The next wave of tapas contained a couple of really well executed dishes. First up was Croquetas de Champinones (a blend of mushrooms and potato, breadcrumbed and served with a garlic mayonnaise). These had a good, creamy texture, and the mayonnaise was subtly flavoured. Also very good was Tortilla Espanola (Spanish omelette), which had a melting texture. Calamares Andaluza (deep fried battered squid with garlic mayonnaise) was also good - the squid having a correct texture, and again a well flavoured mayonnaise. At this point a serving of Pan de Ajo (garlic bread) brought us back down to earth - dry and leathery, this was very poor indeed.

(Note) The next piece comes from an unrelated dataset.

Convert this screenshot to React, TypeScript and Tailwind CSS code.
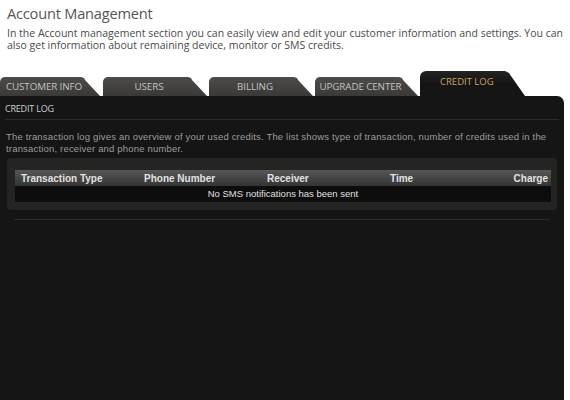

A proliferation of meat tapas followed, starting with Costillas de Cerdo (pork ribs in a tangy sauce). This sauce had a superb flavour, but the ribs bordered on being declared a meat-free zone. Chorizo Frito al Vino (Chorizo sausage pan fried in red wine) was good, although the Chorizo itself was more firm and dry than I am used to. A very tasty dish was the Pollo al Chilindron (chicked breast cooked in paprika and white wine sauce with green peppers). The paprika really made this dish, adding a spicy twist to the tender meat. Most unusual was Albondigas a la Jadinera ("our famous meatballs"). These had an unappealing texture and a unique, unidentifiable flavour. I don't think they were popular with anyone. Accompanying these meat dishes was Patatas Bravas (deep fried potatoes in a spicy tomato sauce) and these were very good - crispy potatoes, and a rich and tasty sauce. Champinones al Ajillo (mushrooms sauteed in garlic and olive oil) were unremarkable.

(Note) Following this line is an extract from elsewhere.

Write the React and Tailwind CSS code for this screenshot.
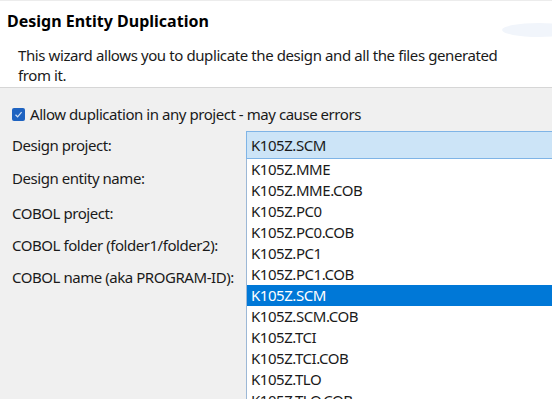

Eschewing any dessert, a quick nightcap sufficed before leaving La Tasca. The food was variable, at times very good, sometimes very poor, but most often simply acceptable. The main weakness is the wine list, which lacks innovation. Spain has plenty of better wines to offer than these, and if necessary I don't think the proprietors should shy away from looking somewhere other than Spain to make it more interesting.
Prices: £12.50 and upwards for a set meal of tapas. Wines range from £10 up to £20 per bottle.